For cyclists, the daily commute or casual rides around the county will be safer, soon. The Ada County Highway District says it will make a key change to keep drivers and cyclists apart.
ACHD will revamp how it approaches bike lanes on so-called “arterial” roadways – building separate pathways, detached bike lanes or detached bike lanes with sidewalks. That means fewer bike lanes directly attached to vehicle lanes, separated by nothing more than a painted line.
Arterials are streets like Fairview, Ten Mile, Capitol Blvd. or Deer Flat.
“Historically on arterial roads… we would have attached bike lanes right there adjacent to travel lane,” ACHD’s Planning and Programming Supervisor Tom Laws said. “Moving forward, the direction we received, and it really best practices nationally is to provide some sort of separation between the bicycle and pedestrian users and the vehicular movement. So, what we are looking at with any arterial project is some sort of separation.”
The lanes would go in as roads see updates or revamps in future years.
Joe Jaszewski an ACHD Pedestrian Advisory Group and local who uses his bike as his primary form of transportation called this a “game-changer.”
“I think it is underrated how big of a difference it’s going to make to people who want to get around on bikes,” Jaszewski said. “Currently to ride a bike along an arterial, which obviously serves a bunch of businesses and homes and workplaces, you’re really taking your life in your own hands. Because those bike lanes, the only thing separating you between 40 miles hour traffic in a lot of cases, is a strip of paint.”
Laws said determining which separated bike lanes ACHD installs is “context-sensitive.” The arterial streets associated with land use and public involvement will be a factor but going forward there will be no more standard attached bike lanes on these streets.
Several things prompted this change, Laws said. This includes traffic congestion and the safety of cyclists.
“What we found with looking at best practices, nationally, but then also with our advisory committees and what we heard from public is having that separation really can make the environment more comfortable, whether you’re eight years old or old 80 years old,” Laws said.
Cost of the lane changes
Laws says the cost of the detached lanes will be case by case and it’s hard to say how much it will be at this point. But Laws says in a lot of instances the detached sidewalk will already be there. Essentially ACHD will move the bicycle area and combine it with a multi-use path, raise it, or combine it with a sidewalk. These factors will affect the cost of the detached bike lanes.
You might be familiar with the detached bike lane along a few blocks of Capitol Blvd. in Downtown Boise. It’s one of a small number of detached lanes around the area.

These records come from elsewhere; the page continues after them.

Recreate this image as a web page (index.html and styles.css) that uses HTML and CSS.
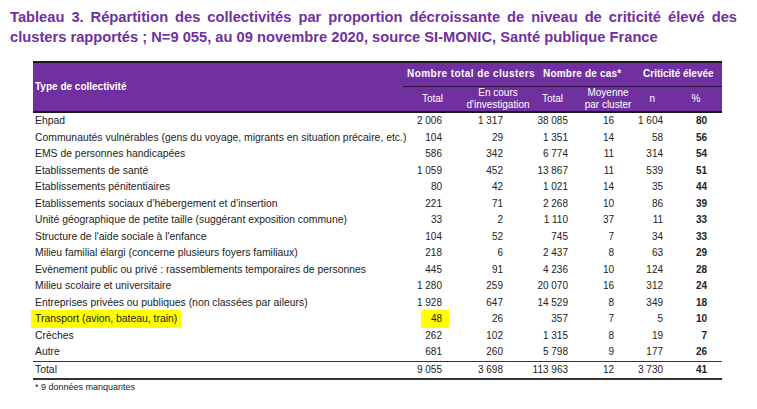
FILE: index.html
```html
<!DOCTYPE html>
<html lang="fr">
<head>
<meta charset="utf-8">
<link rel="stylesheet" href="styles.css">
</head>
<body>
<h1 class="title">Tableau 3. Répartition des collectivités par proportion décroissante de niveau de criticité élevé des clusters rapportés ; N=9 055, au 09 novembre 2020, source SI-MONIC, Santé publique France</h1>
<div class="wrap">
<table class="tbl">
<colgroup>
<col class="c1"><col class="c2"><col class="c3"><col class="c4"><col class="c5"><col class="c6"><col class="c7">
</colgroup>
<thead>
<tr class="h1">
<th rowspan="2" class="type">Type de collectivité</th>
<th colspan="2" class="g g1">Nombre total de clusters</th>
<th colspan="2" class="g g2">Nombre de cas*</th>
<th colspan="2" class="g g3">Criticité élevée</th>
</tr>
<tr class="h2">
<th class="s2">Total</th>
<th class="s3"><span class="ov">En cours<br>d'investigation</span></th>
<th class="s4">Total</th>
<th class="s5"><span class="ov">Moyenne<br>par cluster</span></th>
<th class="s6">n</th>
<th class="s7">%</th>
</tr>
</thead>
<tbody>
<tr><td>Ehpad</td><td>2 006</td><td>1 317</td><td>38 085</td><td>16</td><td>1 604</td><td>80</td></tr>
<tr><td>Communautés vulnérables (gens du voyage, migrants en situation précaire, etc.)</td><td>104</td><td>29</td><td>1 351</td><td>14</td><td>58</td><td>56</td></tr>
<tr><td>EMS de personnes handicapées</td><td>586</td><td>342</td><td>6 774</td><td>11</td><td>314</td><td>54</td></tr>
<tr><td>Etablissements de santé</td><td>1 059</td><td>452</td><td>13 867</td><td>11</td><td>539</td><td>51</td></tr>
<tr><td>Etablissements pénitentiaires</td><td>80</td><td>42</td><td>1 021</td><td>14</td><td>35</td><td>44</td></tr>
<tr><td>Etablissements sociaux d’hébergement et d’insertion</td><td>221</td><td>71</td><td>2 268</td><td>10</td><td>86</td><td>39</td></tr>
<tr><td>Unité géographique de petite taille (suggérant exposition commune)</td><td>33</td><td>2</td><td>1 110</td><td>37</td><td>11</td><td>33</td></tr>
<tr><td>Structure de l'aide sociale à l'enfance</td><td>104</td><td>52</td><td>745</td><td>7</td><td>34</td><td>33</td></tr>
<tr><td>Milieu familial élargi (concerne plusieurs foyers familiaux)</td><td>218</td><td>6</td><td>2 437</td><td>8</td><td>63</td><td>29</td></tr>
<tr><td>Evènement public ou privé : rassemblements temporaires de personnes</td><td>445</td><td>91</td><td>4 236</td><td>10</td><td>124</td><td>28</td></tr>
<tr><td>Milieu scolaire et universitaire</td><td>1 280</td><td>259</td><td>20 070</td><td>16</td><td>312</td><td>24</td></tr>
<tr><td>Entreprises privées ou publiques (non classées par aileurs)</td><td>1 928</td><td>647</td><td>14 529</td><td>8</td><td>349</td><td>18</td></tr>
<tr><td><span class="hl">Transport (avion, bateau, train)</span></td><td><span class="hl hln">48</span></td><td>26</td><td>357</td><td>7</td><td>5</td><td>10</td></tr>
<tr><td>Crèches</td><td>262</td><td>102</td><td>1 315</td><td>8</td><td>19</td><td>7</td></tr>
<tr><td>Autre</td><td>681</td><td>260</td><td>5 798</td><td>9</td><td>177</td><td>26</td></tr>
<tr class="total"><td>Total</td><td>9 055</td><td>3 698</td><td>113 963</td><td>12</td><td>3 730</td><td>41</td></tr>
</tbody>
</table>
<p class="note">* 9 données manquantes</p>
</div>
</body>
</html>
```
FILE: styles.css
```css
html, body {
  margin: 0;
  padding: 0;
  background: #ffffff;
}
body {
  font-family: "Liberation Sans", Arial, sans-serif;
  width: 757px;
  height: 409px;
  overflow: hidden;
}
.title {
  margin: 0;
  padding: 7px 20px 0 10px;
  font-size: 14.7px;
  line-height: 20px;
  font-weight: bold;
  color: #7030a0;
  text-align: justify;
}
.wrap {
  margin: 14px 0 0 33px;
  width: 689px;
}
.tbl {
  border-collapse: collapse;
  table-layout: fixed;
  width: 689px;
  font-size: 10px;
  color: #222222;
}
.c1 { width: 370px; }
.c2 { width: 47px; }
.c3 { width: 80px; }
.c4 { width: 42px; }
.c5 { width: 56px; }
.c6 { width: 42px; }
.c7 { width: 52px; }

thead {
  background: #7030a0;
  color: #ffffff;
}
thead th {
  padding: 0;
  font-size: 10px;
  white-space: nowrap;
  line-height: 12px;
}
.h1 {
  height: 24px;
  border-top: 2px solid #1a1a1a;
}
.h2 {
  height: 26px;
  border-bottom: 2px solid #1a1a1a;
}
.type {
  text-align: left;
  padding-left: 2px;
  font-weight: bold;
}
.g {
  text-align: left;
  font-weight: bold;
  border-bottom: 1px solid #2e1244;
}
.g1 { padding-left: 4px; letter-spacing: 0.45px; }
.g2 { padding-left: 13px; letter-spacing: 0.2px; }
.g3 { padding-left: 15px; }
.h2 th { font-weight: normal; }
.s2 { text-align: right; padding-right: 7px; }
.s3 { text-align: center; padding-left: 16px; }
.s4 { text-align: right; padding-right: 9px; }
.s5 { text-align: center; padding-left: 16px; }
.s6 { text-align: right; padding-right: 15px; }
.s7 { text-align: center; }
.ov {
  display: inline-block;
  margin: 0 -20px;
}

tbody td {
  height: 16.5px;
  padding: 0;
  line-height: 12px;
  white-space: nowrap;
  text-align: right;
}
tbody td:first-child {
  text-align: left;
  padding-left: 2px;
  font-size: 10.4px;
}
tbody td:nth-child(2) { padding-right: 8px; }
tbody td:nth-child(3) { padding-right: 27px; }
tbody td:nth-child(4) { padding-right: 4px; }
tbody td:nth-child(5) { padding-right: 14px; }
tbody td:nth-child(6) { padding-right: 7px; }
tbody td:nth-child(7) { padding-right: 15px; font-weight: bold; }
.total {
  border-top: 1px solid #333333;
  border-bottom: 2px solid #333333;
}
.hl {
  background: #ffff00;
  display: inline-block;
  padding: 3px 4px;
  margin: -3px 0 -3px -4px;
}
.hln {
  padding: 3px 7px 3px 10px;
  margin: -3px -7px -3px 0;
}
.note {
  margin: 2px 0 0 2px;
  font-size: 9px;
  line-height: 11px;
  color: #222222;
}
```
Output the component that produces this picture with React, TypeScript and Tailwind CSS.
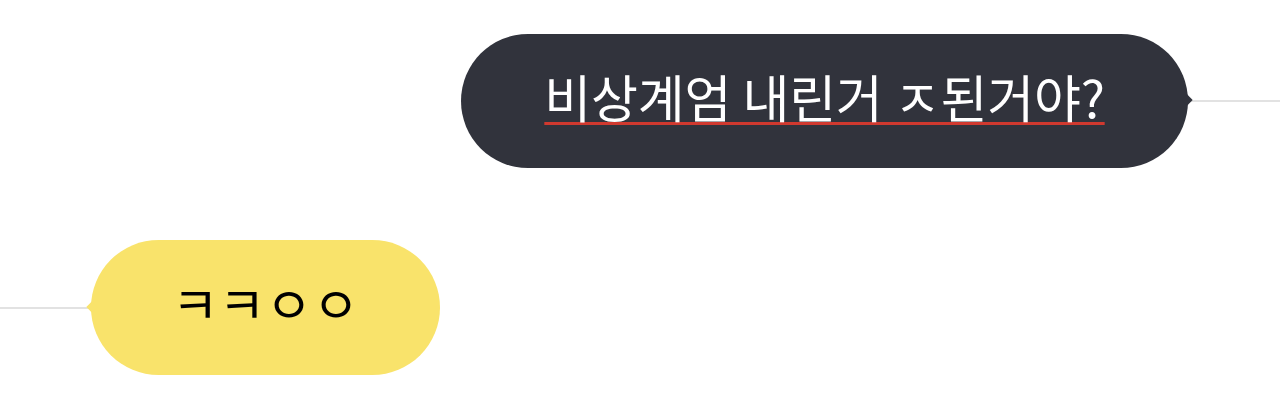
const font = { fontFamily: '"Noto Sans CJK KR", "Noto Sans", sans-serif' }

export default function App() {
  return (
    <div className="w-[1280px] h-[402px] bg-white flex flex-col pt-[34px] gap-[72px]" style={font}>
      {/* sent */}
      <div className="flex items-center justify-end">
        <div className="relative w-[727px] h-[134px] rounded-full bg-[#31333c] flex items-center justify-center">
          <span className="text-white text-[51px] leading-none tracking-[-0.2px] underline decoration-[#d0392f] decoration-[3px] underline-offset-[4px] -mt-[10px]">
            비상계엄 내린거 ㅈ된거야?
          </span>
          <div className="absolute -right-[3px] top-[62px] w-[8px] h-[8px] rotate-45 bg-[#31333c]" />
        </div>
        <div className="w-[92px] h-[2px] bg-[#e2e2e2]" />
      </div>

      {/* received */}
      <div className="flex items-center">
        <div className="w-[91px] h-[2px] bg-[#e2e2e2]" />
        <div className="relative w-[349px] h-[135px] rounded-full bg-[#f9e36b] flex items-center justify-center">
          <div className="absolute -left-[3px] top-[63px] w-[8px] h-[8px] rotate-45 bg-[#f9e36b]" />
          <span className="text-black text-[51px] leading-none -mt-[10px]">ㅋㅋㅇㅇ</span>
        </div>
      </div>
    </div>
  )
}
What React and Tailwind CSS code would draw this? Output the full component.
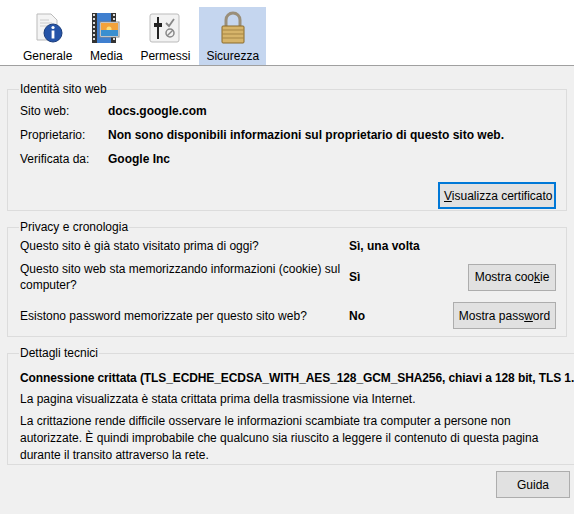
export default function App() {
  const Tab = ({ label, icon, sel }) => (
    <div className={`flex flex-col items-center pt-[5px] h-[58px] ${sel ? "bg-[#c5d6ef]" : ""} px-[7px]`}>
      <div className="h-[32px] w-[36px] flex items-center justify-center">{icon}</div>
      <div className="mt-[4px] leading-[16px]">{label}</div>
    </div>
  );
  const Btn = ({ children, cls = "" }) => (
    <button className={`h-[27px] px-[4px] whitespace-nowrap bg-[#e1e1e1] border border-[#adadad] text-[12px] ${cls}`}>{children}</button>
  );
  return (
    <div className="w-[574px] h-[514px] bg-[#f0f0f0] text-[12px] text-black overflow-hidden" style={{ fontFamily: '"Liberation Sans",Arial,sans-serif' }}>
      <div className="bg-white h-[65px] border-b border-[#a0a0a0] flex items-end pl-[16px] gap-[2px] box-content">
        <Tab label="Generale" icon={
          <svg width="34" height="32" viewBox="0 0 34 32"><path d="M6 2h14l6 6v20H6z" fill="#f4f4f4" stroke="#bbb"/><path d="M9 8h9M9 11h12M9 14h8" stroke="#ccc"/><circle cx="22" cy="21" r="9" fill="#2554a8" stroke="#1a3c7a"/><circle cx="22" cy="15.5" r="1.6" fill="#fff"/><rect x="20.6" y="18.5" width="2.8" height="8" fill="#fff"/></svg>} />
        <Tab label="Media" icon={
          <svg width="34" height="32" viewBox="0 0 34 32"><rect x="3" y="1" width="24" height="30" fill="#333"/><rect x="8" y="1" width="14" height="30" fill="#3f7fcf"/><path d="M4 3h2M4 7h2M4 11h2M4 15h2M4 19h2M4 23h2M4 27h2M24 3h2M24 7h2M24 11h2M24 15h2M24 19h2M24 23h2M24 27h2" stroke="#ddd" strokeWidth="2"/><rect x="11" y="10" width="19" height="15" fill="#fff" stroke="#888"/><rect x="12" y="11" width="17" height="7" fill="#f3a23b"/><circle cx="20" cy="17" r="2.5" fill="#ffe07a"/><rect x="12" y="18" width="17" height="6" fill="#3a8fd0"/></svg>} />
        <Tab label="Permessi" icon={
          <svg width="34" height="32" viewBox="0 0 34 32"><rect x="2" y="2" width="29" height="28" rx="2" fill="#f2f2f2" stroke="#bbb"/><path d="M10 5v22" stroke="#222" strokeWidth="2"/><rect x="6" y="11" width="8" height="4" fill="#222"/><path d="M18 11l3 3 5-7" stroke="#888" strokeWidth="1.8" fill="none"/><circle cx="22" cy="21" r="4" stroke="#888" strokeWidth="1.5" fill="none"/><path d="M19 24l6-6" stroke="#888" strokeWidth="1.5"/></svg>} />
        <Tab sel label="Sicurezza" icon={
          <svg width="34" height="34" viewBox="0 0 34 34"><path d="M10 15V9a7 7 0 0 1 14 0v6" stroke="#9a8f7a" strokeWidth="3" fill="none"/><rect x="6" y="15" width="22" height="17" rx="1" fill="#d6b46a" stroke="#8a6a2a"/><path d="M6 19h22M6 23h22M6 27h22" stroke="#a58544"/></svg>} />
      </div>
      <div className="px-[7px] pt-[15px]">
        <fieldset className="border border-[#dcdcdc] px-[12px] pb-[6px] h-[130px]">
          <legend className="px-[1px] -ml-[1px] leading-[16px]">Identità sito web</legend>
          <div className="grid grid-cols-[88px_1fr] gap-y-[4px] mt-[4px] leading-[20px]">
            <div>Sito web:</div><div className="font-bold">docs.google.com</div>
            <div>Proprietario:</div><div className="font-bold">Non sono disponibili informazioni sul proprietario di questo sito web.</div>
            <div>Verificata da:</div><div className="font-bold">Google Inc</div>
          </div>
          <div className="flex justify-end mt-[13px] -mr-[2px]">
            <Btn cls="border-2 !border-[#0078d7] w-[118px]"><u>V</u>isualizza certificato</Btn>
          </div>
        </fieldset>
        <fieldset className="border border-[#dcdcdc] px-[12px] mt-[8px] h-[118px]">
          <legend className="px-[1px] -ml-[1px] leading-[16px]">Privacy e cronologia</legend>
          <div className="grid grid-cols-[329px_1fr_auto] items-center leading-[16px] -mr-[2px]">
            <div className="h-[22px] flex items-center">Questo sito è già stato visitato prima di oggi?</div><div className="font-bold">Sì, una volta</div><div></div>
            <div className="mt-[4px]">Questo sito web sta memorizzando informazioni (cookie) sul computer?</div><div className="font-bold mt-[4px]">Sì</div><div className="mt-[4px] flex justify-end"><Btn cls="w-[88px]">Mostra coo<u>k</u>ie</Btn></div>
            <div className="mt-[9px]">Esistono password memorizzate per questo sito web?</div><div className="font-bold mt-[9px]">No</div><div className="mt-[9px] flex justify-end"><Btn cls="w-[103px]">Mostra pass<u>w</u>ord</Btn></div>
          </div>
        </fieldset>
        <fieldset className="border border-[#dcdcdc] px-[12px] mt-[8px] h-[120px] leading-[16px]">
          <legend className="px-[1px] -ml-[1px] leading-[16px]">Dettagli tecnici</legend>
          <div className="font-bold mt-[9px] whitespace-nowrap tracking-[-0.1px]">Connessione crittata (TLS_ECDHE_ECDSA_WITH_AES_128_GCM_SHA256, chiavi a 128 bit, TLS 1.2)</div>
          <div className="mt-[5px]">La pagina visualizzata è stata crittata prima della trasmissione via Internet.</div>
          <div className="mt-[6px] leading-[17px] pr-[10px]">La crittazione rende difficile osservare le informazioni scambiate tra computer a persone non autorizzate. È quindi improbabile che qualcuno sia riuscito a leggere il contenuto di questa pagina durante il transito attraverso la rete.</div>
        </fieldset>
        <div className="flex justify-end mt-[6px] -mr-[3px]">
          <Btn cls="w-[74px]">Guida</Btn>
        </div>
      </div>
    </div>
  );
}
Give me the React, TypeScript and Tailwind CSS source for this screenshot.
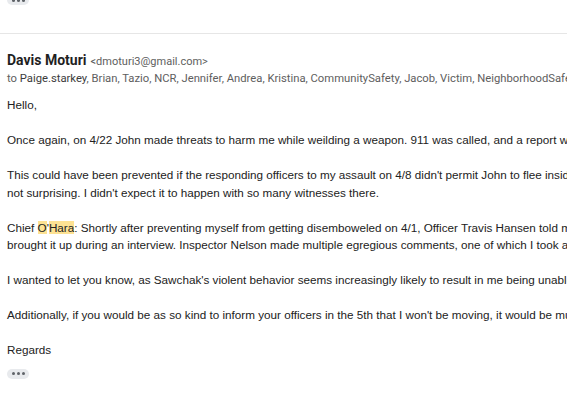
import React from "react";

function Dots() {
  return (
    <div className="flex h-[10px] w-[22px] items-center justify-center gap-[2px] rounded-full bg-[#e8eaed]">
      <span className="h-[3px] w-[3px] rounded-full bg-[#5f6368]" />
      <span className="h-[3px] w-[3px] rounded-full bg-[#5f6368]" />
      <span className="h-[3px] w-[3px] rounded-full bg-[#5f6368]" />
    </div>
  );
}

export default function App() {
  const body = { fontFamily: '"Liberation Sans", Arial, sans-serif' };
  const head = { fontFamily: 'Roboto, "Noto Sans", sans-serif' };
  return (
    <div className="h-[402px] w-[567px] overflow-hidden bg-white">
      <div className="-mt-[5px] pl-[7px]">
        <Dots />
      </div>
      <div className="mt-[28px] h-px w-full bg-[#e6e6e6]" />
      <div className="whitespace-nowrap pl-[7px] pt-[17px]">
        <div className="flex items-baseline gap-[4px] leading-[18px]" style={head}>
          <span className="text-[14px] font-bold leading-[18px] text-[#1f1f1f]">Davis Moturi</span>
          <span className="text-[11px] leading-[18px] text-[#5e5e5e]">&lt;dmoturi3@gmail.com&gt;</span>
        </div>
        <div className="text-[11.25px] leading-[16px] text-[#5e5e5e]" style={head}>
          to <span className="text-[#3c3c3c]">Paige.starkey</span>, Brian, Tazio, NCR, Jennifer, Andrea, Kristina, CommunitySafety, Jacob, Victim, NeighborhoodSafety
        </div>
        <div className="mt-[9px] text-[11.7px] leading-[17.5px] text-[#222222]" style={body}>
          <div>Hello,</div>
          <br />
          <div>Once again, on 4/22 John made threats to harm me while weilding a weapon. 911 was called, and a report was filed.</div>
          <br />
          <div>This could have been prevented if the responding officers to my assault on 4/8 didn't permit John to flee inside his home.</div>
          <div>not surprising. I didn't expect it to happen with so many witnesses there.</div>
          <br />
          <div>
            Chief <span className="bg-[#fde293]">O</span>'<span className="bg-[#fde293]">Hara</span>: Shortly after preventing myself from getting disemboweled on 4/1, Officer Travis Hansen told me that he
          </div>
          <div>brought it up during an interview. Inspector Nelson made multiple egregious comments, one of which I took as a threat.</div>
          <br />
          <div>I wanted to let you know, as Sawchak's violent behavior seems increasingly likely to result in me being unable to continue.</div>
          <br />
          <div>Additionally, if you would be as so kind to inform your officers in the 5th that I won't be moving, it would be much appreciated.</div>
          <br />
          <div>Regards</div>
        </div>
        <div className="mt-[10px]">
          <Dots />
        </div>
      </div>
    </div>
  );
}
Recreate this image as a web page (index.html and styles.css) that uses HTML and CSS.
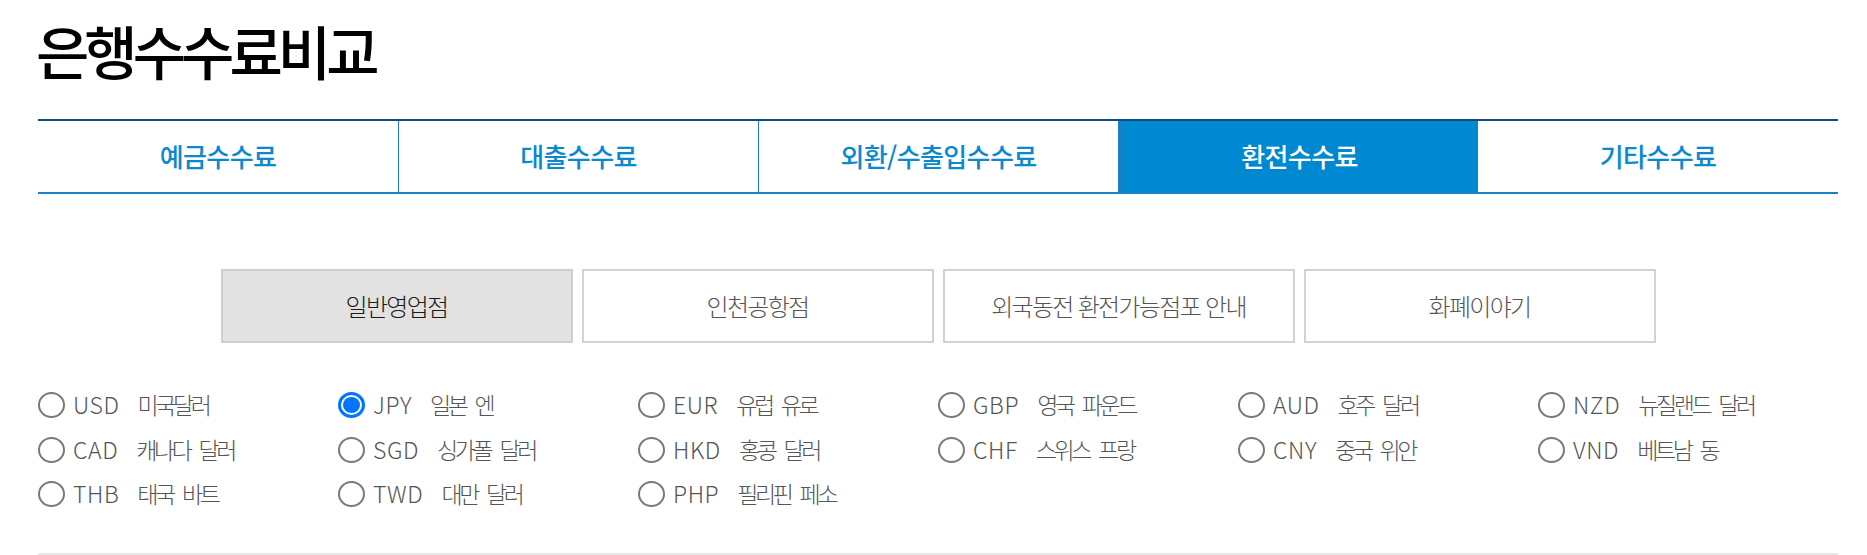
FILE: index.html
```html
<!DOCTYPE html>
<html lang="ko">
<head>
<meta charset="utf-8">
<title>은행수수료비교</title>
<link rel="stylesheet" href="styles.css">
</head>
<body>
<div class="page">
  <h1 class="title">은행수수료비교</h1>

  <nav class="tabs">
    <a class="tab">예금수수료</a>
    <a class="tab">대출수수료</a>
    <a class="tab">외환/수출입수수료</a>
    <a class="tab is-active">환전수수료</a>
    <a class="tab">기타수수료</a>
  </nav>

  <div class="subtabs">
    <a class="subtab is-active">일반영업점</a>
    <a class="subtab">인천공항점</a>
    <a class="subtab">외국동전 환전가능점포 안내</a>
    <a class="subtab">화폐이야기</a>
  </div>

  <div class="currencies">
    <label class="cur"><input type="radio" name="cur"><span class="code">USD</span><span class="name">미국달러</span></label>
    <label class="cur"><input type="radio" name="cur" checked><span class="code">JPY</span><span class="name">일본 엔</span></label>
    <label class="cur"><input type="radio" name="cur"><span class="code">EUR</span><span class="name">유럽 유로</span></label>
    <label class="cur"><input type="radio" name="cur"><span class="code">GBP</span><span class="name">영국 파운드</span></label>
    <label class="cur"><input type="radio" name="cur"><span class="code">AUD</span><span class="name">호주 달러</span></label>
    <label class="cur"><input type="radio" name="cur"><span class="code">NZD</span><span class="name">뉴질랜드 달러</span></label>
    <label class="cur"><input type="radio" name="cur"><span class="code">CAD</span><span class="name">캐나다 달러</span></label>
    <label class="cur"><input type="radio" name="cur"><span class="code">SGD</span><span class="name">싱가폴 달러</span></label>
    <label class="cur"><input type="radio" name="cur"><span class="code">HKD</span><span class="name">홍콩 달러</span></label>
    <label class="cur"><input type="radio" name="cur"><span class="code">CHF</span><span class="name">스위스 프랑</span></label>
    <label class="cur"><input type="radio" name="cur"><span class="code">CNY</span><span class="name">중국 위안</span></label>
    <label class="cur"><input type="radio" name="cur"><span class="code">VND</span><span class="name">베트남 동</span></label>
    <label class="cur"><input type="radio" name="cur"><span class="code">THB</span><span class="name">태국 바트</span></label>
    <label class="cur"><input type="radio" name="cur"><span class="code">TWD</span><span class="name">대만 달러</span></label>
    <label class="cur"><input type="radio" name="cur"><span class="code">PHP</span><span class="name">필리핀 페소</span></label>
  </div>

  <div class="rule"></div>
</div>
</body>
</html>
```

FILE: styles.css
```css
html, body {
  margin: 0;
  padding: 0;
  background: #fff;
}

body {
  font-family: "Noto Sans CJK KR", "Noto Sans", sans-serif;
  color: #222;
}

.page {
  width: 1800px;
  margin-left: 38px;
}

.title {
  margin: 0 0 0 -2px;
  padding-top: 15px;
  height: 119px;
  box-sizing: border-box;
  font-size: 58px;
  line-height: 70px;
  font-weight: 500;
  letter-spacing: -5px;
  color: #000;
}

.tabs {
  display: grid;
  grid-template-columns: repeat(5, 1fr);
  border-top: 2px solid #0c4d86;
  border-bottom: 2px solid #1b80c5;
  height: 75px;
  box-sizing: border-box;
}

.tab {
  display: flex;
  align-items: center;
  justify-content: center;
  font-size: 26px;
  font-weight: 500;
  letter-spacing: -0.6px;
  color: #0a88d0;
  border-left: 1px solid #1b80c5;
  padding-bottom: 2px;
}

.tab:first-child {
  border-left: none;
}

.tab.is-active {
  background: #0088d1;
  color: #fff;
  border-left: 3px double #1b80c5;
}

.tab.is-active + .tab {
  border-left: none;
}

.subtabs {
  display: flex;
  justify-content: center;
  gap: 9px;
  margin-top: 75px;
}

.subtab {
  width: 352px;
  height: 74px;
  box-sizing: border-box;
  border: 2px solid #d2d2d2;
  display: flex;
  align-items: center;
  justify-content: center;
  font-size: 24px;
  font-weight: 300;
  letter-spacing: -1.7px;
  color: #555;
  background: #fff;
  padding-bottom: 2px;
}

.subtab.is-active {
  background: #e2e2e2;
  color: #1a1a1a;
  border-color: #cfcfcf;
}

.currencies {
  display: grid;
  grid-template-columns: repeat(6, 300px);
  grid-auto-rows: 44.5px;
  margin-top: 40px;
}

.cur {
  display: flex;
  align-items: center;
  font-size: 23px;
  font-weight: 300;
  color: #555;
  white-space: nowrap;
}

.cur input {
  appearance: none;
  -webkit-appearance: none;
  margin: 0 8px 0 0;
  width: 27px;
  height: 26px;
  border: 2px solid #7a7a7a;
  border-radius: 50%;
  box-sizing: border-box;
  flex: none;
  position: relative;
  background: #fff;
}

.cur input:checked {
  border: 3px solid #0075ff;
}

.cur input:checked::after {
  content: "";
  position: absolute;
  left: 2px;
  top: 2px;
  right: 2px;
  bottom: 2px;
  border-radius: 50%;
  background: #0075ff;
}

.cur .code {
  margin-right: 18px;
  padding-bottom: 2px;
  letter-spacing: 0.6px;
}

.cur .name {
  padding-bottom: 2px;
  letter-spacing: -3.4px;
  word-spacing: 6px;
}

.rule {
  margin-top: 36px;
  border-top: 2px solid #e6e6e6;
}
```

“We haven’t really built these yet and really no one has nationwide,” he said. “So we’re still doing a lot of that due diligence in terms of the best practice but give us a year or two and we’ll have a much better understanding of how much differences this is in terms of construction costs compared to the traditional approach.”
Jaszewski said arterial roads with attached bike lanes such as Curtis Rd. aren’t safe for cyclists.
“I am a very comfortable, experienced rider, and I’m not going to ride down Curtis Road or any of the other arterials,” he said. “Really I mean sometimes Emerald but that’s fairly narrow and traffic’s a little bit slower. But everything else is it’s clearly designed by people who never ride their bikes anywhere. Almost feels like it’s just a checkbox for traffic engineers to say that there’s a bike lane there.”
Jaszewski hopes the change to attached lanes will help people move away from cars and start biking more places.
“Once they do it on one road and people see how much safer it is, and it feels I think that they really will drive some behavior change in a positive direction, which is away from cars,” he said. “And that’s the only way we’re going to get relief from congestion here is people basically riding bikes or walking because public transportation isn’t happening anytime soon with the legislature.”
ACHD will look for public feedback on these projects as it is a new design.
“While this is the new direction I’m sure there are always opportunities to improve upon and continue to evolve like we have today,” Laws said. “So it’s a really exciting time and really exciting to be the leaders in some of these designs that we really haven’t seen anywhere else both throughout the state and nationally.”